One of the sources explained to BILD what a trigger for such events could be. “I am always asked, is this an offensive or a defensive operation? The answer is, it is an escalation operation”. So-called “coloured revolutions”, for example in Belarus or other post-Soviet states, could lead to the war that was trained in Zapad 2017. “Such a revolution, which would of course be ‘a plot by the CIA’, according to them, could get Russia involved. If the US or another NATO country then gets involved, this could be the starting point for the scenario they trained for in September”.
In general, a military operation against the Baltic states would be a “responsive operation”, meaning that “Putin would feel a real threat” to his interests. In other words, a military confrontation in Russia’s defined “sphere of national interest” would trigger the trained scenario. Examples would be Belarus, Ukraine, or Georgia. “We know that, in 2008, they had the contingency plan that if the US gets involved in guarding Georgia from their invasion, the Baltic states would have become a target”.
The source also mentioned events that would NOT trigger a war, such as the NATO accession of Sweden or Finland. “They threaten to take military actions if these two countries join NATO, but we don’t think this would be their red line”. Not even a direct military confrontation between the US and Russia in Syria would trigger a war against NATO, the source believes. “They would rather withdraw in the worst case, but this would not lead to a war in Europe”.
The threat of a nuclear war
The sources pointed out that the scenario Russia trained for would be the last step before a nuclear war with the West and – ironically – Russia’s attempt at preventing such a war by simultaneously achieving a “quick victory” in the Baltics and conducting a successful “shock campaign” in Western Europe. “Of course, if all of this does not help, Russia would signal the West that, if it tries to reverse its military gains in the Baltic space”, the next step would be the use of tactical nuclear weapons, in all likelihood followed by the use of ICBM. However, the Kremlin would “try to avoid such a scenario”.
Russian manpower used in the exercise
However, another 12.000 Russian ground troops ((soldiers??))) took part in the Leningrad and Pskov regions “near the Estonian borders” and almost 10.000 were involved on the Kola peninsula. Taken together with a high number of naval personnel, air force staff, and support forces, more than 100.000 Russian troops ((soldiers??))) participated in Zapad 2017, the sources said.

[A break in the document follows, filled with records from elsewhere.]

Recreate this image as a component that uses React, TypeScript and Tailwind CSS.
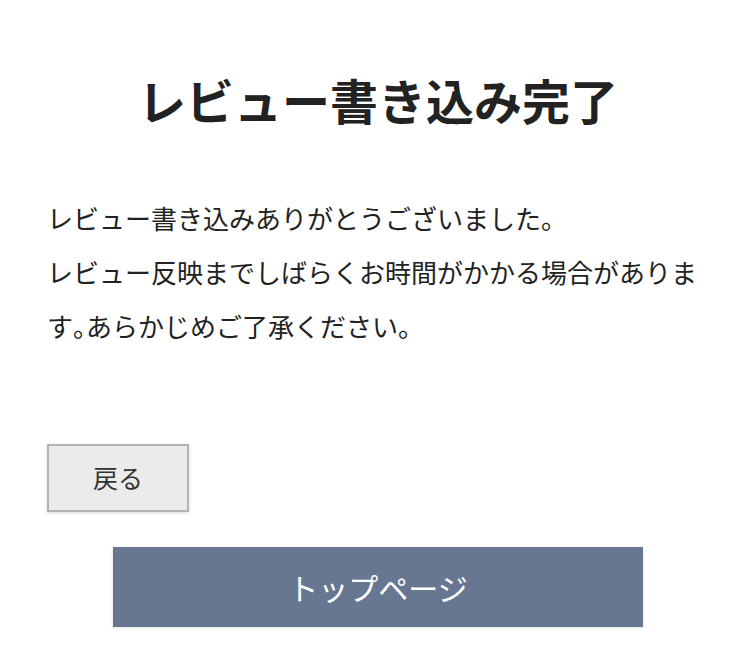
export default function App() {
  return (
    <div
      className="min-h-screen bg-white text-[#222]"
      style={{ fontFamily: '"Noto Sans CJK JP", "Noto Sans", sans-serif' }}
    >
      <div className="px-[47px] pt-[68px] pb-[35px]">
        <h1 className="text-center text-[48px] font-bold leading-[62px] text-[#222]">
          レビュー書き込み完了
        </h1>

        <p className="mt-[61px] text-[26px] leading-[54px] text-[#222]">
          レビュー書き込みありがとうございました。
          <br />
          レビュー反映までしばらくお時間がかかる場合がありま
          す<span className="[font-feature-settings:'halt']">。</span>
          あらかじめご了承ください。
        </p>

        <button
          type="button"
          className="mt-[91px] flex h-[68px] w-[142px] items-center justify-center border-2 border-[#b3b3b3] bg-[#ebebeb] text-[25px] text-[#333] shadow-[0_1px_3px_rgba(0,0,0,0.15)]"
        >
          戻る
        </button>
      </div>

      <div className="flex justify-center">
        <button
          type="button"
          className="flex h-[80px] w-[70%] items-center justify-center bg-[#687791] text-[30px] text-white shadow-[0_1px_3px_rgba(0,0,0,0.12)]"
        >
          トップページ
        </button>
      </div>
    </div>
  );
}
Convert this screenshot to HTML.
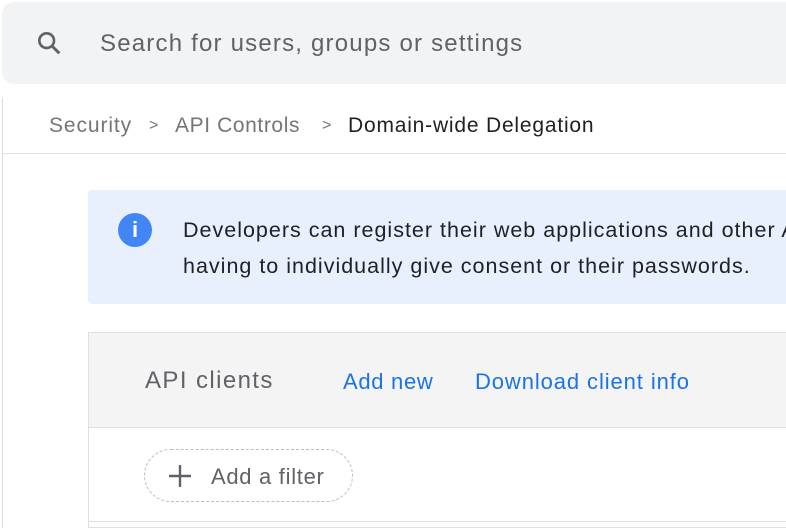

Additionally, 20.000 Russian National Guard troops (soldiers) and further FSB units and Ministry of Emergency Situation personnel also participated, which makes the overall number even higher.
The sources pointed out that the sheer number of involved ground forces was “a violation of the Vienna document”. An exercise number of 13.000 or more participants requires observers. “And make no mistake. There was not a single observer, although this is what the Russians want to tell the public. There were ‘invited guests’ from NATO countries which were allowed to watch some bombings. Observers would have been allowed to go wherever they wanted and to talk to all involved units. This did not happen.”
Extent of the exercise area
While Russia announced several training grounds in Belarus, the Kaliningrad region, and Pskov as well as the Leningrad oblast, the real extent of the exercise was much larger. There were more training grounds within the announced areas. Moreover, and more importantly, the Murmansk oblast on the Kola peninsula also took part in the exercise. Naval force manoeuvres took place over a wide area in the Baltic Sea and Barents Sea. Aerial drills were carried out over the Baltic Sea, Barents Sea, and North Sea. There were also other military exercises happening simultaneously in the Black Sea region and on occupied Crimea, aimed at a potential NATO response from Bulgaria and Romania.